You're free to use it, to fork it, to add to it, open issues, etc. And that's it. Thank you very much. Thank you, Andy. We have time for one or two questions.
Yeah, if I recall, there was a talk, I think in HPCKP18, about using machine learning for predicting characteristics on the job, like how it fails. Most of the time it's like all time and other stuff.
You know, resource memory. I'm not sure if you had a chance to take a look, but I think it would be interesting. You mean to also add this information into the same sort of collection of data, and then compare the job script contents with whatever happened? Yeah, exactly.

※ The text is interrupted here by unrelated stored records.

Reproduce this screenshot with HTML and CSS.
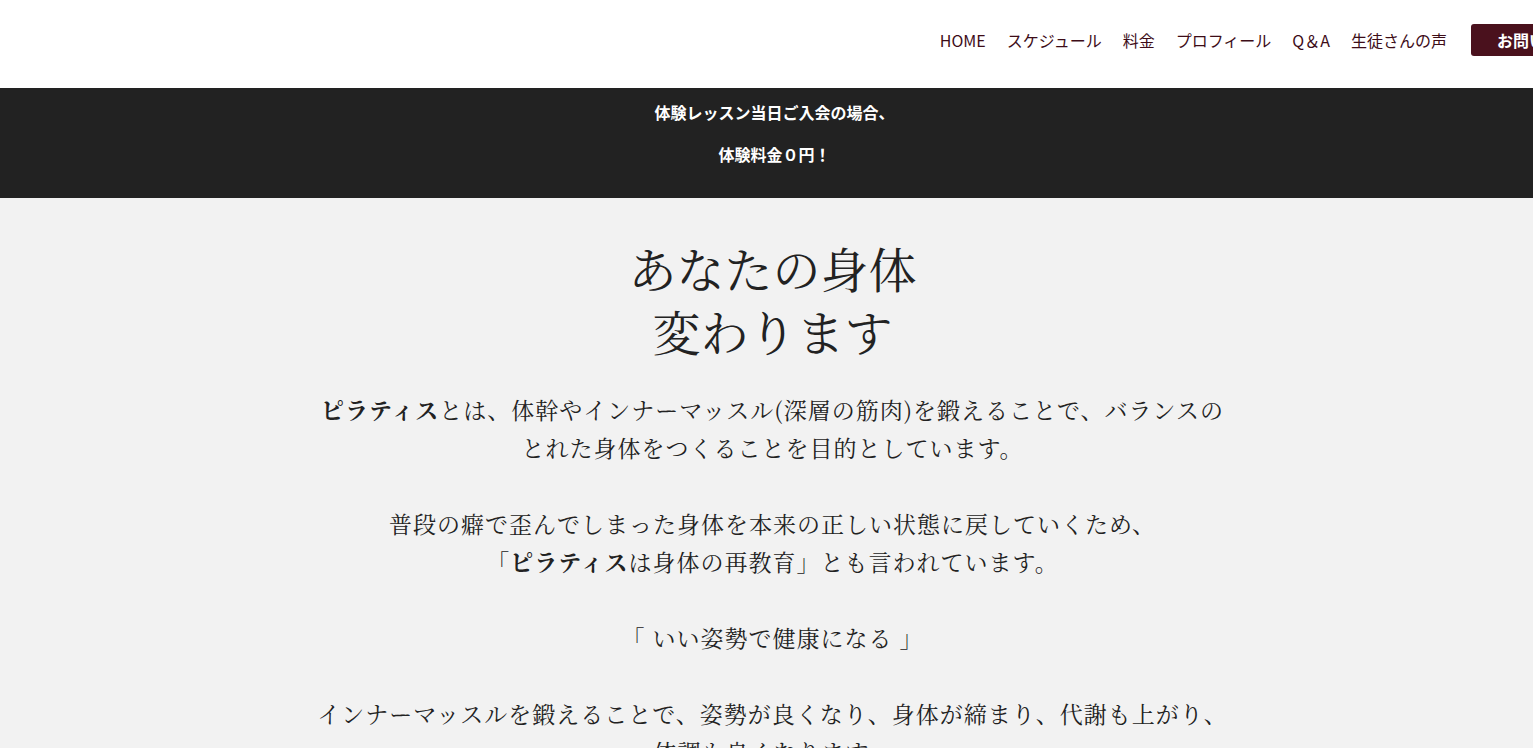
FILE: index.html
```html
<!DOCTYPE html>
<html lang="ja">
	<head>
		<meta charset="utf-8"/>
		<meta name="viewport" content="width=device-width, initial-scale=1.0"/>
		<title>ピラティス</title>
		<link rel="stylesheet" href="styles.css">
	</head>
	<body>
		<header class="site-header">
			<nav class="global-nav">
				<a href="#">HOME</a>
				<a href="#">スケジュール</a>
				<a href="#">料金</a>
				<a href="#">プロフィール</a>
				<a href="#">Q＆A</a>
				<a href="#">生徒さんの声</a>
				<a href="#" class="btn-contact">お問い合わせ</a>
			</nav>
		</header>

		<section class="notice">
			<p>体験レッスン当日ご入会の場合、</p>
			<p>体験料金０円！</p>
		</section>

		<main class="intro">
			<h1>あなたの身体<br>変わります</h1>
			<div class="intro-text">
				<p><strong>ピラティス</strong>とは、体幹やインナーマッスル(深層の筋肉)を鍛えることで、バランスの<br>とれた身体をつくることを目的としています。</p>
				<p>普段の癖で歪んでしまった身体を本来の正しい状態に戻していくため、<br>「<strong>ピラティス</strong>は身体の再教育」とも言われています。</p>
				<p>「 いい姿勢で健康になる 」</p>
				<p>インナーマッスルを鍛えることで、姿勢が良くなり、身体が締まり、代謝も上がり、<br>体調も良くなります。</p>
			</div>
		</main>
	</body>
</html>
```

FILE: styles.css
```css
html, body {
	overflow-x: hidden;
}
body {
	margin: 0;
	background: #f2f2f2;
	color: #222;
	font-family: "Noto Serif CJK JP", "Liberation Serif", "Noto Sans CJK JP", serif;
}
a {
	color: inherit;
	text-decoration: none;
}

.site-header {
	background: #fff;
	height: 88px;
	box-sizing: border-box;
	padding-bottom: 8px;
	display: flex;
	justify-content: flex-end;
	align-items: center;
	overflow: hidden;
}
.global-nav {
	display: flex;
	align-items: center;
	gap: 21px;
	margin-right: -86px;
	font-family: "Noto Sans CJK JP", sans-serif;
	font-size: 16px;
	color: #3d0c17;
}
.global-nav a {
	white-space: nowrap;
	line-height: 1;
}
.btn-contact {
	margin-left: 3px;
	background: #4a111d;
	color: #fff !important;
	font-weight: bold;
	padding: 8px 26px;
	border-radius: 3px;
}

.notice {
	background: #222;
	color: #fff;
	height: 110px;
	box-sizing: border-box;
	padding-top: 13px;
	padding-left: 16px;
	text-align: center;
	font-family: "Noto Sans CJK JP", sans-serif;
	font-weight: bold;
	font-size: 16px;
}
.notice p {
	margin: 0 0 19px 0;
	line-height: 23px;
}

.intro {
	text-align: center;
	padding-top: 38px;
	padding-left: 12px;
}
.intro h1 {
	margin: 0;
	font-weight: normal;
	font-size: 48px;
	line-height: 63px;
	color: #222;
}
.intro-text {
	max-width: 1100px;
	margin: 29px auto 0;
	font-size: 23px;
	line-height: 38px;
	letter-spacing: 1px;
	color: #222;
}
.intro-text p {
	margin: 0 0 38px 0;
}
.intro-text strong {
	font-weight: bold;
}
```
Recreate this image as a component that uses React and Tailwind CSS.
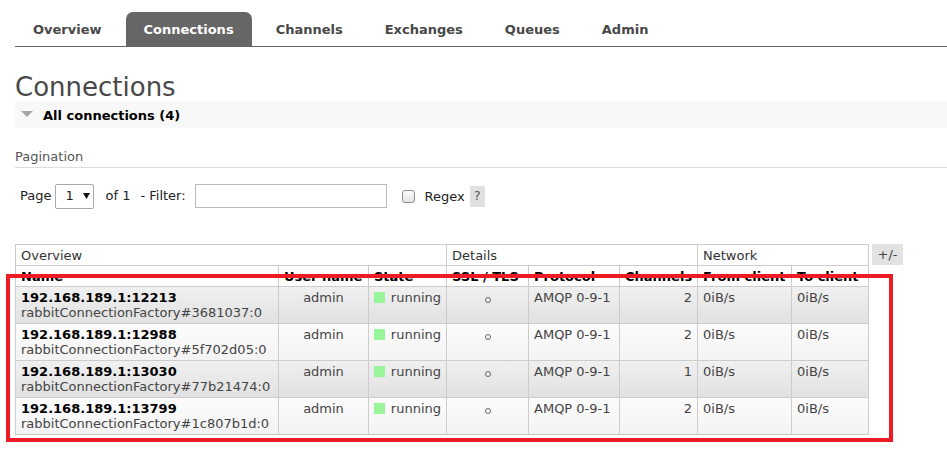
import React from "react";

const tabs = ["Overview", "Connections", "Channels", "Exchanges", "Queues", "Admin"];

const rows = [
  { name: "192.168.189.1:12213", sub: "rabbitConnectionFactory#3681037:0", ch: 2 },
  { name: "192.168.189.1:12988", sub: "rabbitConnectionFactory#5f702d05:0", ch: 2 },
  { name: "192.168.189.1:13030", sub: "rabbitConnectionFactory#77b21474:0", ch: 1 },
  { name: "192.168.189.1:13799", sub: "rabbitConnectionFactory#1c807b1d:0", ch: 2 },
];

export default function App() {
  return (
    <div className="relative min-h-screen bg-white font-['DejaVu_Sans',Verdana,sans-serif] text-[13px] text-[#444]">
      <div className="pl-[15px]">
        <nav className="flex items-end gap-[6px] border-b border-[#666] pt-[12px]">
          {tabs.map((t) => (
            <div
              key={t}
              className={
                t === "Connections"
                  ? "flex h-[34px] items-center rounded-t-[7px] bg-[#666] px-[18px] pt-[2px] font-bold text-white"
                  : "flex h-[34px] items-center rounded-t-[7px] px-[18px] pt-[2px] font-bold text-[#484848]"
              }
            >
              {t}
            </div>
          ))}
        </nav>

        <h1 className="mt-[25px] text-[26px] font-normal leading-[30px] text-[#484848]">Connections</h1>

        <div className="flex h-[26px] items-center bg-[#f8f8f8] pt-[2px]">
          <svg width="12" height="7" viewBox="0 0 12 7" className="ml-[6px] mt-[-3px]">
            <polygon points="0,0 12,0 6,6" fill="#a6a6a6" />
          </svg>
          <span className="ml-[10px] font-bold text-black">All connections (4)</span>
        </div>

        <div className="mt-[20px] border-b border-[#ddd] pb-[2px] pt-[1px] leading-[16px] text-[#555]">Pagination</div>

        <div className="mt-[15px] flex h-[25px] items-center pl-[5px] pt-[1px] text-[#222]">
          <span>Page</span>
          <div className="ml-[4px] flex h-[25px] w-[39px] items-center rounded-[2px] border border-[#a9a9a9] bg-white">
            <span className="ml-[9px]">1</span>
            <svg width="7" height="6" viewBox="0 0 7 6" className="ml-[9px]">
              <polygon points="0,0 7,0 3.5,6" fill="#111" />
            </svg>
          </div>
          <span className="ml-[11px]">of 1</span>
          <span className="ml-[10px]">- Filter:</span>
          <div className="ml-[9px] h-[24px] w-[192px] border border-[#bbb] bg-white" />
          <div className="ml-[15px] h-[13px] w-[13px] rounded-[3px] border border-[#8f8f8f] bg-gradient-to-b from-[#fdfdfd] to-[#e4e4e4]" />
          <span className="ml-[10px] mt-[2px]">Regex</span>
          <span className="ml-[5px] flex h-[21px] w-[15px] items-center justify-center bg-[#e0e0e0] text-[#555]">?</span>
        </div>

        <div className="mt-[36px] flex items-start">
          <table className="w-[853px] table-fixed border-collapse">
            <colgroup>
              <col className="w-[263px]" />
              <col className="w-[90px]" />
              <col className="w-[78px]" />
              <col className="w-[82px]" />
              <col className="w-[91px]" />
              <col className="w-[78px]" />
              <col className="w-[94px]" />
              <col className="w-[77px]" />
            </colgroup>
            <thead>
              <tr className="bg-white">
                <th colSpan={3} className="border border-[#ccc] px-[5px] pb-[1px] pt-[3px] text-left font-normal leading-[16px] text-[#333]">Overview</th>
                <th colSpan={3} className="border border-[#ccc] px-[5px] pb-[1px] pt-[3px] text-left font-normal leading-[16px] text-[#333]">Details</th>
                <th colSpan={2} className="border border-[#ccc] px-[5px] pb-[1px] pt-[3px] text-left font-normal leading-[16px] text-[#333]">Network</th>
              </tr>
              <tr className="bg-white">
                {["Name", "User name", "State", "SSL / TLS", "Protocol", "Channels", "From client", "To client"].map((h) => (
                  <th key={h} className="whitespace-nowrap border border-[#ccc] px-[5px] pb-[1px] pt-[3px] text-left font-bold leading-[16px] text-black">
                    {h}
                  </th>
                ))}
              </tr>
            </thead>
            <tbody>
              {rows.map((r, i) => (
                <tr
                  key={r.name}
                  className={
                    i % 2 === 0
                      ? "bg-gradient-to-b from-[#f0f0f0] to-[#e1e1e1]"
                      : "bg-gradient-to-b from-[#fcfcfc] to-[#f3f3f3]"
                  }
                >
                  <td className="whitespace-nowrap border border-[#ccc] px-[5px] py-[3px] align-top leading-[15px]">
                    <div className="font-bold text-black">{r.name}</div>
                    <div>{r.sub}</div>
                  </td>
                  <td className="border border-[#ccc] px-[5px] py-[3px] text-center align-top leading-[15px]">admin</td>
                  <td className="border border-[#ccc] px-[5px] py-[3px] align-top leading-[15px]">
                    <div className="flex items-center">
                      <span className="inline-block h-[11px] w-[11px] bg-[#99f599]" />
                      <span className="ml-[6px]">running</span>
                    </div>
                  </td>
                  <td className="border border-[#ccc] px-[5px] py-[3px] align-top leading-[15px]">
                    <div className="mx-auto mt-[7px] h-[6px] w-[6px] rounded-full border border-[#666]" />
                  </td>
                  <td className="whitespace-nowrap border border-[#ccc] px-[5px] py-[3px] align-top leading-[15px]">AMQP 0-9-1</td>
                  <td className="border border-[#ccc] px-[5px] py-[3px] text-right align-top leading-[15px]">{r.ch}</td>
                  <td className="border border-[#ccc] px-[5px] py-[3px] align-top leading-[15px]">0iB/s</td>
                  <td className="border border-[#ccc] px-[5px] py-[3px] align-top leading-[15px]">0iB/s</td>
                </tr>
              ))}
            </tbody>
          </table>
          <div className="ml-[3px] flex h-[21px] w-[31px] items-center justify-center bg-[#e2e2e2] text-[#444]">+/-</div>
        </div>
      </div>

      <div className="pointer-events-none absolute left-[6px] top-[274px] h-[168px] w-[887px] border-[4px] border-[#ed1c24]" />
    </div>
  );
}
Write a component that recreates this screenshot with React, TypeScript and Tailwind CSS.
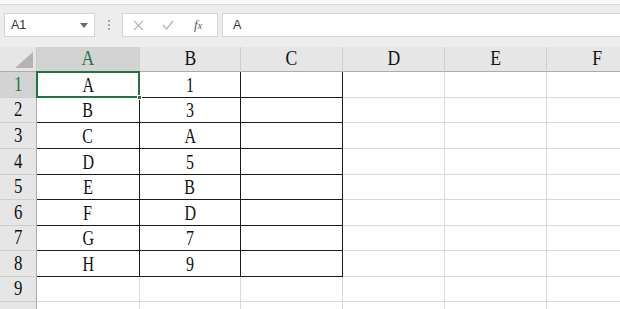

So it's like more like a dashboard alerting, like, you know, what jobs are failing or may fail because of all time. If I recall, I think the tool is called PredictIt, from a company called UC. I haven't heard of it, but I could take a look. It was interesting because we were also trying to do this exact same problem.
You know, wall time is one, but certainly memory, CPU, and other stuff, I was curious to see if you had any kind of thing. No, not at this time, but it sounds interesting. Thanks. All right, we are out of time, unfortunately. Next talk is coming up in a couple of minutes.